Last week, a volunteer with Illinois GOP Rep. Rodney Davis’ campaign named Nick Klitzing pretended to be a college newspaper reporter in order to crash a press call with Democrat Betsy Dirksen Londrigan and ask her hostile questions—a stunt that has now raised difficult questions for Davis.
Davis’ team initially denied having any knowledge of Klitzing’s shenanigans, but Klitzing, who was deputy campaign manager for then-Gov. Bruce Rauner’s unsuccessful 2018 re-election campaign, admitted to WCIA reporter Mark Maxwell that he hadn’t acted on his own. Davis’ staff stopped responding when Maxwell inquired further.

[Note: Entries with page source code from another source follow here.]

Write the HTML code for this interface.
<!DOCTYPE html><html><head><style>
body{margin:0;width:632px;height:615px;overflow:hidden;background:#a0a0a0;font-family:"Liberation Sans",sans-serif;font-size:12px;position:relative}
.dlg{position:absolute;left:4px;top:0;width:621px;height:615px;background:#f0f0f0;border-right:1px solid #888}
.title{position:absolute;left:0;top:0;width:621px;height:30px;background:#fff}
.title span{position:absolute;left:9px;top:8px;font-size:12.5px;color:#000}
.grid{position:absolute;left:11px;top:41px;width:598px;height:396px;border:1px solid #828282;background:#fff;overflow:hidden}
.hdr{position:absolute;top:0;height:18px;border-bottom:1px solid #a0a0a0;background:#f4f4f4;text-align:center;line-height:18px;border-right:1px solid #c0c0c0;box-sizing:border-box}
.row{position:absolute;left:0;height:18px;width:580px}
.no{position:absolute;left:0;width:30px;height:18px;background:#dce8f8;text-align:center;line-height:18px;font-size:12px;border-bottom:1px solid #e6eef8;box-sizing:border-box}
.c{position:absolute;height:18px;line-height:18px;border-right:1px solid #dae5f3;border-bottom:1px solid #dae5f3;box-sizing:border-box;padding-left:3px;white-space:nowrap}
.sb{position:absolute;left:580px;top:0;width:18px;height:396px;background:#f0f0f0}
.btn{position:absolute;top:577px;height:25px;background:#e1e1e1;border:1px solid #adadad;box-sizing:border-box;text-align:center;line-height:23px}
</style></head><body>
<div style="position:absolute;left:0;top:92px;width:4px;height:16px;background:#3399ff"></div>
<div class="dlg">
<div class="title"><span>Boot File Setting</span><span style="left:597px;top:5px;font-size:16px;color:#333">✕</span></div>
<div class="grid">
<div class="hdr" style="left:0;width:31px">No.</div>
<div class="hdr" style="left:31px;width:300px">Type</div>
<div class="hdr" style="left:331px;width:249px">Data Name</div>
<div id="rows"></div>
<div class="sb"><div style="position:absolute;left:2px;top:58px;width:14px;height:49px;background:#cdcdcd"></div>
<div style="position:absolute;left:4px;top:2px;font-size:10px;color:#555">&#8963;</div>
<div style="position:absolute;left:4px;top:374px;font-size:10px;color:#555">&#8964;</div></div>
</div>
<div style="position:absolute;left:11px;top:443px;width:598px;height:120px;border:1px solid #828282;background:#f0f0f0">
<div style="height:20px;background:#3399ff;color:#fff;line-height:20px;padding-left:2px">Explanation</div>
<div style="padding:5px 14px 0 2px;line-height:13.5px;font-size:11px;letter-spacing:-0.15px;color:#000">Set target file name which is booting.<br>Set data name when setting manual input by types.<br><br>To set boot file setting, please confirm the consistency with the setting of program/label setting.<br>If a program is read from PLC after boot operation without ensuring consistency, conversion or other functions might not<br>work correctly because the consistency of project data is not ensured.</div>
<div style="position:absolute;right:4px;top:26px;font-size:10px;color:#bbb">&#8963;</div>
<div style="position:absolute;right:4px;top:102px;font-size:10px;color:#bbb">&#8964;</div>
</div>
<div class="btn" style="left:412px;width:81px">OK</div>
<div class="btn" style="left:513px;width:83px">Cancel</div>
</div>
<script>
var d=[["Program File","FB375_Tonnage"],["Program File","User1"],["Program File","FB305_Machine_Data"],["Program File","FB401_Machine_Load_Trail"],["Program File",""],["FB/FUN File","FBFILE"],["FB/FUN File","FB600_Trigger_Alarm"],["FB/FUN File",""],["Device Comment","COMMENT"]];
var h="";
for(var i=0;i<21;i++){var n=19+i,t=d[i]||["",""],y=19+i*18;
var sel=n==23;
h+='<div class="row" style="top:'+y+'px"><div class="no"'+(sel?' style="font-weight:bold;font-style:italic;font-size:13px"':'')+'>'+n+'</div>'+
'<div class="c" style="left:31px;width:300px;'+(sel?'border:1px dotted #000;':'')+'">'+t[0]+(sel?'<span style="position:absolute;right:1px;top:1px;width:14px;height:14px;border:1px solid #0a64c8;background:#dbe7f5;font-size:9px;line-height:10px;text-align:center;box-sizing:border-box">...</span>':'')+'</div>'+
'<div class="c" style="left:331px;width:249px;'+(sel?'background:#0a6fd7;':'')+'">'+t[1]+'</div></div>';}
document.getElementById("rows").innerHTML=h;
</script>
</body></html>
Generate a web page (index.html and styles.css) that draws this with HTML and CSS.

Last week, Londrigan held a call with the progressive group End Citizens United and invited the local media to join. Klitzing phoned into the conference and identified himself as “Jim Sherman,” saying he was a reporter from The Alestle, the student paper at Southern Illinois University Edwardsville. “Sherman” then proceeded to ask Davis questions about campaign finance issues that were meant to embarrass her.
It didn’t take long, however, for Klitzing’s story to fall apart. The Alestle’s editor told Maxwell that not only was the entire student staff away for the summer, but that there was, of course, no one named “Jim Sherman” who worked there. The university also said that no one by that name is currently enrolled as a pupil.
WCIA determined that Klitzing was the faux student by analyzing the conference call’s log and matching “Sherman’s” cell phone number with Klitzing’s. Klitzing quickly acknowledged what he’d done and added, “I was willing to help.” He also confessed that someone had asked him to crash the call and harass Londrigan, though he wouldn’t say who was behind the scheme.
Maxwell then asked Davis’ campaign manager, Matt Butcher, about the call. Butcher initially denied that he’d had any knowledge about what happened. However, the reporter gave Butcher 24 hours “to explain how an unpaid volunteer living in Chicago could have possibly been aware of a closed press call happening downstate, and how that volunteer might have known to parrot Congressman Davis’ talking points.” Butcher not only declined to say anything, but Davis’ staff quickly stopped responding to any communication from WCIA’s political reporters or even sending the station its standard press releases.
This isn’t the first time that someone with the Davis campaign has gotten hostile with Londrigan, who narrowly lost to the incumbent last year and is now back for a rematch. Back in August, Davis’ field director, Levi Lovell, showed up drunk at a bar where Londrigan was holding a fundraiser and was recorded harassing the candidate, her husband, and others.
When bartenders told Lovell to leave, he accused them of being “racist” because he was black. He later got into an altercation with someone outside the building. Lovell was charged with aggravated battery, and Butcher, who was also Davis’ manager for that campaign, said the campaign quickly fired him. Lovell later pleaded guilty to a reduced charge and was sentenced to a year of court supervision.